At the time that I read the book, I still didn’t have the money to get the potty training materials, which included a doll that wets, party supplies, snacks and drinks, so I took the book back and decided to wait until I had the supplies. Then a couple of days ago, searching online, I found a store that sells a doll that wets (http://www.toysrus.com/product/index.jsp?productId=3252893). That was the only product I was having issues finding, but I’d found it and when I opened the box to see how it works, I was delightfully surprised to find that it is anatomically correct. The book recommends that an anatomically correct doll be used if at all possible, however, a doll or stuffed animal that does not wet can be used. So, last night I prepared by learning how the doll works, blowing up balloons (which my husband helped with) and putting out potty training books and DVD’s that I found at my local library.
This morning, I woke up early and began making final preparations. I put the balloons in Monkey’s bedroom floor, put the doll on a table where I could easily reach it when I woke him up and made my way to the kitchen to prepare some snacks. The book makes it seem like the party has to be really expensive, but it doesn’t. I paid about $25 for the doll that wets, used my son’s comforter for a water proof blanket, found snacks we already had and then bought balloons for $1.25 and stickers for $1 at my local Family Dollar store.
Then it was time to wake my son up. He was actually already awake when I came into the room. The book says not to immediately put the child on the potty, however, since my son has Autism and needs routine, I decided to go ahead and put him on the potty because that’s normal for us and he needed to have at least one part of his routine left in the day. So, I showed Monkey his new doll and told him that today, he was going to teach his new doll how to use the potty. (I accidentally skipped the part where I give myself a gift, too.) My son did what he normally did and went potty, but rather than give him his normal treat, I presented him with a tray full of tasty treats and let him choose his own.
While he was on the potty, I grabbed his comforter and put it on the couch. Then I got my son off the potty and brought him into the living room where we watched one of the DVD’s I’d borrowed from the library. After the movie was over, we went back to the potty to “try again.” Each time, I made sure to bring the doll with us and explain to my son that he was showing the doll how to go potty. We did this all day and then at the end of the day, my husband went off to pick up a friend of mine for the end celebration. I continued the schedule of back and forth, watching DVD’s and going potty (taking short breaks from potty related stuff throughout the day) and then I got a phone call. My husband had accidentally popped one of the tires on our car, so he went off to fix it and my friend told him that by the time he got back to pick her up, she would have money to put gas in her car and would be able to drive herself. She was planning on stopping by the party and then driving on to another city anyway. I’d invited other people, but since it was a spur of the moment event, most people couldn’t show.
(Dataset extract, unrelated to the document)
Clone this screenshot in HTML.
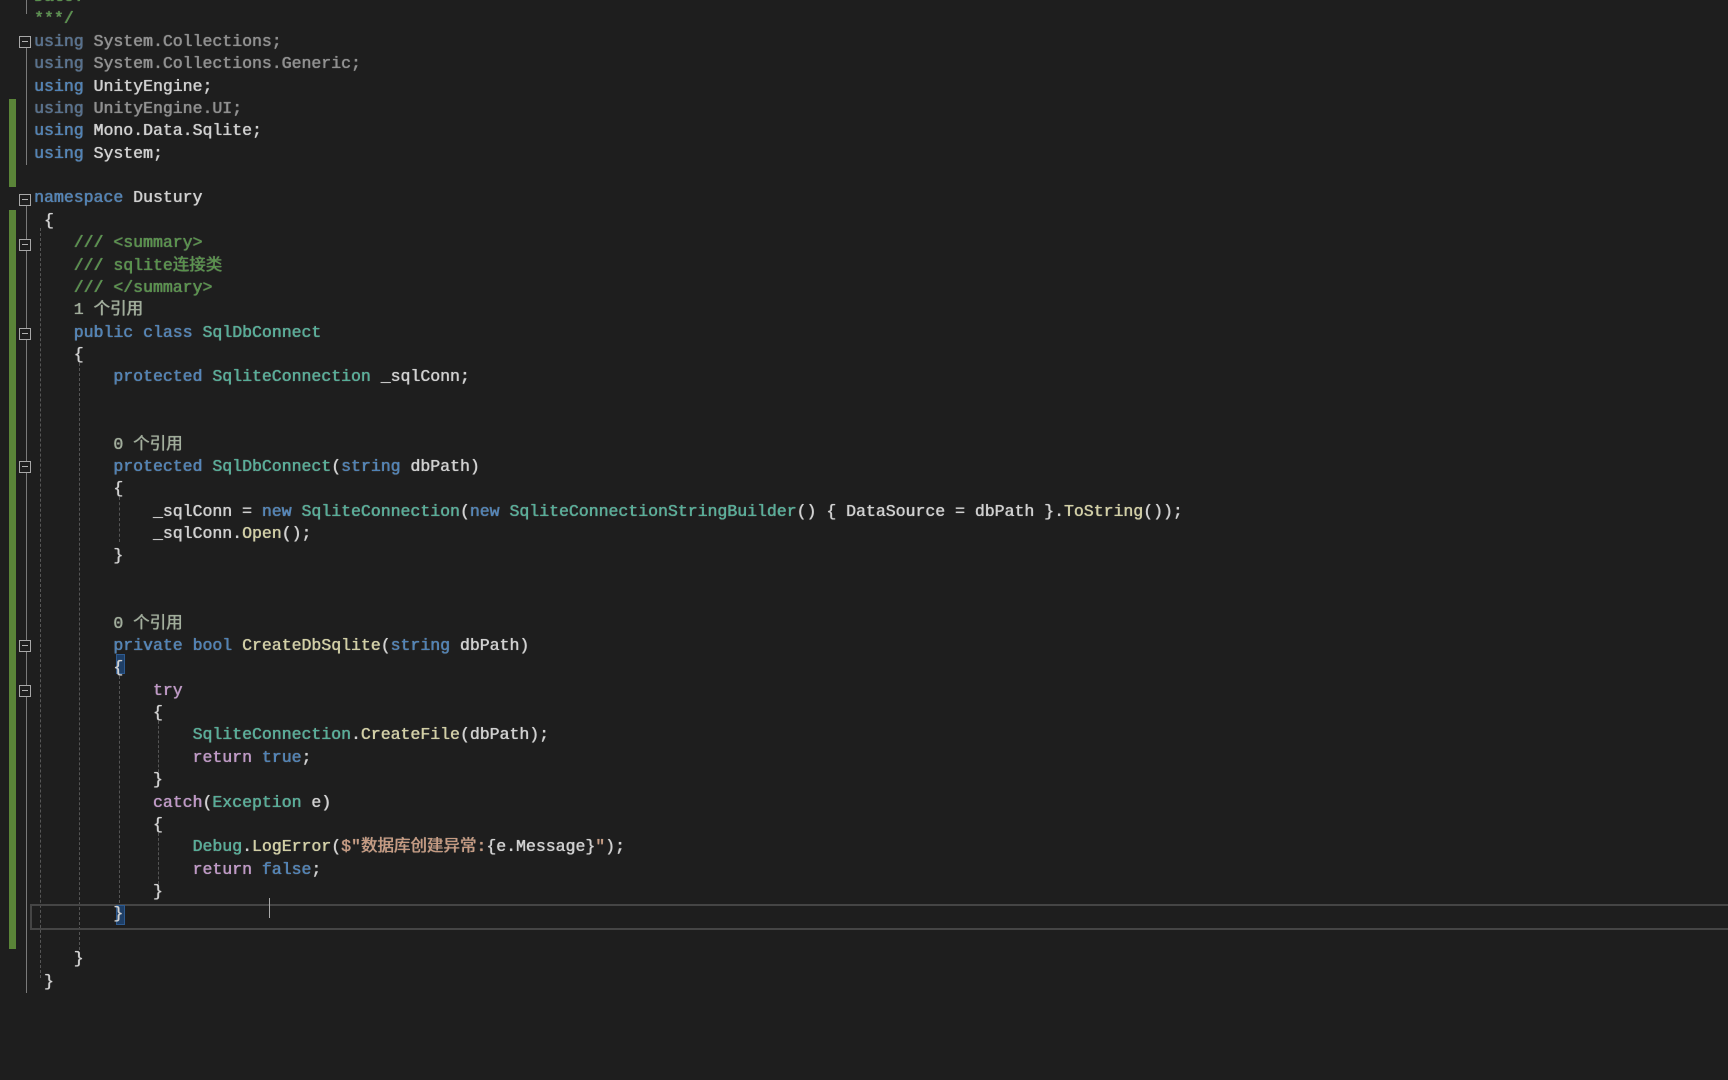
<!DOCTYPE html>
<html><head><meta charset="utf-8"><style>
html,body{margin:0;padding:0;background:#1e1e1e;width:1728px;height:1080px;overflow:hidden}
.code{position:absolute;left:34px;top:-14px;font-family:"Liberation Mono","Noto Sans CJK SC",monospace;font-size:16.5px;line-height:22.37px;color:#d0d0d0;white-space:pre;font-weight:normal;text-shadow:0 0 1px rgba(220,220,220,0.5),0.4px 0 0 currentColor}
.k{color:#4f82b6}.d{color:#55708e}.dt{color:#8f8f8f}.t{color:#56ae98}.c{color:#57924a}.p{color:#bf97c6}.m{color:#d2cfa4}.s{color:#c69a80}.n{color:#a0ad9a}
.g{position:absolute;background:#5a8438;width:7px;left:9px}
.guide{position:absolute;width:0;border-left:1.5px dashed #555}
.fold{position:absolute;left:19px;width:12px;height:12px;border:1.5px solid #a8a8a8;box-sizing:border-box;background:#1e1e1e}
.fold:after{content:"";position:absolute;left:2px;right:2px;top:3.75px;height:1.5px;background:#b0b0b0}
.vl{position:absolute;left:26px;width:0;border-left:1.5px solid #7a7a7a}
</style></head><body>
<div class="g" style="top:99px;height:88px"></div>
<div class="g" style="top:210px;height:739px"></div>
<div class="vl" style="top:0;height:14px"></div>
<div class="vl" style="top:46px;height:119px"></div>
<div class="vl" style="top:203px;height:790px"></div>
<div class="fold" style="top:36px"></div>
<div class="fold" style="top:194px"></div>
<div class="fold" style="top:239px"></div>
<div class="fold" style="top:328px"></div>
<div class="fold" style="top:461px"></div>
<div class="fold" style="top:640px"></div>
<div class="fold" style="top:685px"></div>
<div class="guide" style="left:40px;top:228px;height:750px"></div>
<div class="guide" style="left:79px;top:363px;height:592px"></div>
<div class="guide" style="left:119px;top:497px;height:45px"></div>
<div class="guide" style="left:119px;top:676px;height:232px"></div>
<div class="guide" style="left:158px;top:721px;height:56px"></div>
<div class="guide" style="left:158px;top:833px;height:56px"></div>
<div style="position:absolute;left:30px;right:-4px;top:904px;height:22px;border:2px solid #454545;border-right:none"></div>
<div style="position:absolute;left:116px;top:905px;width:9px;height:20px;background:#1f3f66;border:1px solid #2d5a90;box-sizing:border-box"></div>
<div style="position:absolute;left:116px;top:654px;width:9px;height:20px;background:#1f3f66;border:1px solid #2d5a90;box-sizing:border-box"></div>
<div style="position:absolute;left:269px;top:898px;width:1px;height:20px;background:#aaa"></div>
<div class="code"><span class="c">Date:</span>
<span class="c">***/</span>
<span class="d">using</span> <span class="dt">System.Collections;</span>
<span class="d">using</span> <span class="dt">System.Collections.Generic;</span>
<span class="k">using</span> UnityEngine;
<span class="d">using</span> <span class="dt">UnityEngine.UI;</span>
<span class="k">using</span> Mono.Data.Sqlite;
<span class="k">using</span> System;

<span class="k">namespace</span> Dustury
 {
    <span class="c">/// &lt;summary&gt;</span>
    <span class="c">/// sqlite连接类</span>
    <span class="c">/// &lt;/summary&gt;</span>
    <span class="n">1 个引用</span>
    <span class="k">public</span> <span class="k">class</span> <span class="t">SqlDbConnect</span>
    {
        <span class="k">protected</span> <span class="t">SqliteConnection</span> _sqlConn;


        <span class="n">0 个引用</span>
        <span class="k">protected</span> <span class="t">SqlDbConnect</span>(<span class="k">string</span> dbPath)
        {
            _sqlConn = <span class="k">new</span> <span class="t">SqliteConnection</span>(<span class="k">new</span> <span class="t">SqliteConnectionStringBuilder</span>() { DataSource = dbPath }.<span class="m">ToString</span>());
            _sqlConn.<span class="m">Open</span>();
        }


        <span class="n">0 个引用</span>
        <span class="k">private</span> <span class="k">bool</span> <span class="m">CreateDbSqlite</span>(<span class="k">string</span> dbPath)
        {
            <span class="p">try</span>
            {
                <span class="t">SqliteConnection</span>.<span class="m">CreateFile</span>(dbPath);
                <span class="p">return</span> <span class="k">true</span>;
            }
            <span class="p">catch</span>(<span class="t">Exception</span> e)
            {
                <span class="t">Debug</span>.<span class="m">LogError</span>(<span class="s">$"数据库创建异常:</span>{e.Message}<span class="s">"</span>);
                <span class="p">return</span> <span class="k">false</span>;
            }
        }

    }
 }</div>
</body></html>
By the time my friend showed up, my son had had one accident and had not actually peed or pooped in the potty all day, except when he went, very first thing in the morning. No matter how many trips we took to the potty, it looked as if this technique was not working for my son at all, but I continued to go through all that I could remember from the book. My son was pleasantly surprised when my friend showed up, too because he hadn’t seen her in about two months. (She’d been in another state for a while.) So, this evening, I put a pullup on my son and explained to him that he still needed to use the potty. The pullup is for just in case. However, all hope is not lost. My husband and I plan on putting my son on the potty every time one of us needs to potty, that way he understands that going potty is part of the entire day, not just part of our morning routine.
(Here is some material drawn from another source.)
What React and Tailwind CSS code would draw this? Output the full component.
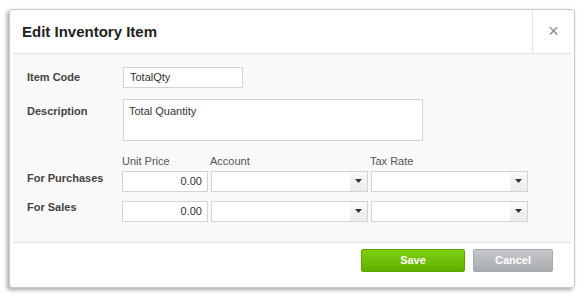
export default function App() {
    const font = { fontFamily: '"Liberation Sans", Arial, sans-serif' };

    const Select = ({ w }) => (
        <div className={`flex h-[21px] ${w} border border-[#d4d4d4] bg-white`}>
            <div className="flex-1" />
            <div className="flex w-[17px] items-center justify-center bg-gradient-to-b from-[#fafafa] to-[#ebebeb]">
                <svg width="7" height="4" viewBox="0 0 7 4">
                    <path d="M0 0h7L3.5 4z" fill="#333" />
                </svg>
            </div>
        </div>
    );

    return (
        <div className="h-[296px] w-[584px] bg-white pl-[9px] pr-[9px] pt-[9px]" style={font}>
            {/* Dialog */}
            <div className="flex h-[279px] flex-col rounded-[3px] border border-[#c9c9c9] bg-white shadow-[-2px_2px_4px_rgba(0,0,0,0.35)]">
                {/* Header */}
                <div className="flex h-[43px] items-stretch">
                    <div className="flex flex-1 items-center pl-[12px] pt-[2px] text-[15px] font-bold text-[#222]">
                        Edit Inventory Item
                    </div>
                    <div className="flex w-[42px] items-center justify-center border-l border-[#e4e4e4] text-[18px] text-[#888]">
                        ×
                    </div>
                </div>

                {/* Body */}
                <div className="mx-[3px] flex h-[190px] flex-col border-y border-[#e3e3e3] bg-[#f9f9f9] px-[14px] text-[11px] text-[#333]">
                    <div className="mt-[13px] flex items-center">
                        <div className="w-[96px] font-bold text-[#444]">Item Code</div>
                        <div className="flex h-[21px] w-[120px] items-center border border-[#d4d4d4] bg-white px-[6px] text-[#333]">
                            TotalQty
                        </div>
                    </div>
                    <div className="mt-[11px] flex items-start">
                        <div className="w-[96px] pt-[4px] font-bold text-[#444]">Description</div>
                        <div className="h-[42px] w-[300px] border border-[#d4d4d4] bg-white px-[5px] pt-[3px] text-[#333]">
                            Total Quantity
                        </div>
                    </div>
                    <div className="mt-[12px] flex text-[#555]">
                        <div className="w-[95px]" />
                        <div className="w-[88px]">Unit Price</div>
                        <div className="w-[160px]">Account</div>
                        <div>Tax Rate</div>
                    </div>
                    <div className="mt-[1px] flex items-start gap-[3px]">
                        <div className="-mt-[1px] w-[92px] font-bold text-[#444]">For Purchases</div>
                        <div className="flex h-[21px] w-[86px] items-center justify-end border border-[#d4d4d4] bg-white pr-[5px]">0.00</div>
                        <Select w="w-[157px]" />
                        <Select w="w-[157px]" />
                    </div>
                    <div className="mt-[9px] flex items-start gap-[3px]">
                        <div className="-mt-[2px] w-[92px] font-bold text-[#444]">For Sales</div>
                        <div className="flex h-[21px] w-[86px] items-center justify-end border border-[#d4d4d4] bg-white pr-[5px]">0.00</div>
                        <Select w="w-[157px]" />
                        <Select w="w-[157px]" />
                    </div>
                </div>

                {/* Footer */}
                <div className="flex flex-1 items-start justify-end gap-[8px] pr-[21px] pt-[6px]">
                    <button className="flex h-[23px] w-[104px] items-center justify-center rounded-[2px] border border-[#5aa400] bg-gradient-to-b from-[#7fd012] to-[#5fb100] text-[11px] font-bold text-white">
                        Save
                    </button>
                    <button className="flex h-[23px] w-[80px] items-center justify-center rounded-[2px] border border-[#a4a7ab] bg-gradient-to-b from-[#c6c8cb] to-[#a9acb0] text-[11px] font-bold text-white">
                        Cancel
                    </button>
                </div>
            </div>
        </div>
    );
}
As for the book, it’s entertaining and the technique of having a “potty party” would probably work for a normally developing child. As for my son, I’m still not sure if he understands why we did all that we did today, but he’s still dry for now, so we’ll see how it goes over the next few days. I should have reviewed what I had previously read yesterday and given people more notice so that they could have celebrated with us. Maybe then it would have worked better, but for now, I’ll wait and see if this day was worth all that was put into to it. Even if it wasn’t, I still took away something. I’ve been told by professionals and other parents to put my son on the potty at regular times throughout the day, but we never really begin or end our day at the same time, so this isn’t really an option unless we can figure out a regular schedule, but maybe putting him one the potty when we need to go will work along with the reinforcement of this day.
Lastly, I’m not sure a doll really benefited my son with potty training, but in the long run, it might benefit him with socialization. He’s never had a doll before. He’s had stuffed animals, but no dolls. He was semi-interested in the new doll, but generally ignored it when it made noise or went potty. I’ll keep using the doll and some of the techniques from the book, but this is definitely not a one day program for my son.